22 March
2024
FW Thorpe
Plc
("FW
Thorpe" or the "Company")
Notice of General
Meeting
The Board of FW Thorpe is pleased to
announce that a circular (the "Circular") has been published today
convening a general meeting of the Company ("GM") to be held at
9.00 a.m. 18 April 2024 at the offices of the Company at Merse
Road, North Moons Moat, Redditch B98 9HH.
The purpose of the GM is to seek
shareholder approval for the proposed Executive Share Ownership
Plan ("ESOP") and employee Save As You Earn ("SAYE")
scheme.
Background
The current Board of Directors has
overseen the growth in trading performance and increase in the
Company's share price over a number of years. The Board
believes that to support continued success it is an appropriate
time to recommend that an ESOP and a SAYE are created.
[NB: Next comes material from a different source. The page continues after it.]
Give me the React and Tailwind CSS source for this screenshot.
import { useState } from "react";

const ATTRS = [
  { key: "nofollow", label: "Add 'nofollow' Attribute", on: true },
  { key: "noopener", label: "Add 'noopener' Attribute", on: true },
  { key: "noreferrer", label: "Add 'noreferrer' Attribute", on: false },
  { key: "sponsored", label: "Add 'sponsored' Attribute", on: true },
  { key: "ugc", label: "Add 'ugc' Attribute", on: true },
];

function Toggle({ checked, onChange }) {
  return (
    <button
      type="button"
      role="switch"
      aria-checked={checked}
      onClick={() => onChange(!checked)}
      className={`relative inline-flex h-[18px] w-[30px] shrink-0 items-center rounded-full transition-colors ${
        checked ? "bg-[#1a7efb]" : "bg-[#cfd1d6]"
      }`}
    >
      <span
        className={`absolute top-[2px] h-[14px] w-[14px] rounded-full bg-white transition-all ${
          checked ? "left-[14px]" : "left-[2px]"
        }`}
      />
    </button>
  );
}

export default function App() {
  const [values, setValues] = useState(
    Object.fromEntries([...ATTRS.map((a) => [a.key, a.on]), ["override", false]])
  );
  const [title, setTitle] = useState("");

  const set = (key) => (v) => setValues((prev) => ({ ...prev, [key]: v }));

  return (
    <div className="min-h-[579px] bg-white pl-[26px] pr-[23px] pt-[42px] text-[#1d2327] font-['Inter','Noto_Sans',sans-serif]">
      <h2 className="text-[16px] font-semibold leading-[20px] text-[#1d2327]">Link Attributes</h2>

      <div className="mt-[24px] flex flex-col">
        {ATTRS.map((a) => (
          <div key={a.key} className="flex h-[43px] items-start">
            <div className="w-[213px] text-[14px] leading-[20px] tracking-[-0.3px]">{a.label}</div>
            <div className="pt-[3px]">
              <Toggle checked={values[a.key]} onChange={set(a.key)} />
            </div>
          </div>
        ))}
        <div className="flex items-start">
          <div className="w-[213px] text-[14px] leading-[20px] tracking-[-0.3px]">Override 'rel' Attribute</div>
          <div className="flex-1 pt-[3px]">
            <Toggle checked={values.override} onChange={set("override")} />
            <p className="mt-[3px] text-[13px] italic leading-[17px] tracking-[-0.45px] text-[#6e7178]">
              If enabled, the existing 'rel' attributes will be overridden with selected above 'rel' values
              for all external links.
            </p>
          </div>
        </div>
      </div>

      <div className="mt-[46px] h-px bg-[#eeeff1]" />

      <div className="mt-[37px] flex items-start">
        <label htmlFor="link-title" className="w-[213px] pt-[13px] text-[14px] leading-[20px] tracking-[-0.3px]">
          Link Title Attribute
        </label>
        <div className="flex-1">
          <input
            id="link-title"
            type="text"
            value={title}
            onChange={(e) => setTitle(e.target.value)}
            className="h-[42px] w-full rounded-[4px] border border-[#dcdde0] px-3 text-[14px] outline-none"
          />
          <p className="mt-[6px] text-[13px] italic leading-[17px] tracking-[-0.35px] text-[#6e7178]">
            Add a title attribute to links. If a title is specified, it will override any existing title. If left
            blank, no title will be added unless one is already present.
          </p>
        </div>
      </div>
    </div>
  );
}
The Board believes that the
introduction of these schemes is an effective way to align the
interests of the Group's employees with those of Shareholders and
will help to motivate and retain those employees responsible for
the continued success of the Group.
The basic principle of the ESOP is to
motivate the executive team to achieve the performance conditions
as laid out in this notice and ultimately to reward growth in the
Company's share price. Performance conditions are primarily based
upon growth in earnings per share, with elements based upon Total
Shareholder Return and further progress towards our Net-Zero
sustainability goals. Further information on the performance
conditions is set out in the Circular.
Options are expected to be granted
after the plan is agreed by the Shareholders, with the exercise
price payable being the market price of the Shares as at the date
of grant for approved Options, with a 10% discount from the market
price for unapproved Options, reflecting the SAYE scheme being
implemented at a similar time.
Rather than issue new Shares, the
Company will utilise Shares held in treasury to satisfy Options or
at the Company's discretion, utilise cash settlement, avoiding the
need to issue new shares. Cash-settlement on exercise means
that the option holder will receive a cash payment calculated based
on the closing mid-market price of an Ordinary Share on the day
prior to the exercise notice, less the cost of exercising the
option. No options granted to Executive Directors of the
Company will be cash settled.
A summary of the key details of the
ESOP are contained within the Appendix to the Circular and it is
anticipated that the first grants under the ESOP will be made
following shareholder approval.
The ESOP will be offered to the
Company's Executive Directors and certain directors of its
subsidiary companies. Options over a total of up to 2.1
million Shares will be granted, representing approximately 1.8 per
cent of Shares with voting rights as at the 22 March 2024 (being
the last practicable day prior to the publication of the
Circular).
Action to be taken
The notice of the General Meeting of
the Company ("Notice"), to be held at the offices of the Company at
Merse Road, North Moons Moat, Redditch, B98 9HH, on 18 April 2024,
sets out the Resolution to approve the establishment of the
ESOP. A Form of Proxy for use at the GM is included with the
Circular and, whether or not you intend to be present at the GM,
you are requested to complete the Form of Proxy, in accordance with
the instructions printed on it, and return it to Equiniti, as soon
as possible and in any event so as to be received not later than
9.00 a.m. on 16 April 2024.
Completion and return of the Form of
Proxy will not affect your right to attend and vote in person at
the GM, should you so wish, however, proxy voting is
encouraged. Forms of Proxy received late will not be
valid.
Documents available for inspection
Copies of this document and of the
proposed rules of the ESOP will be available for inspection at the
Company's registered office during normal business hours on any
weekday (bank holidays excepted) from the date of this document up
to and including 18 April 2024. They will also be available
for inspection at the General Meeting for at least 15 minutes prior
to and during the meeting.
Recommendation
The Board believes that the
establishment of the ESOP and SAYE schemes are in the best
interests of the Company and its Shareholders as a whole.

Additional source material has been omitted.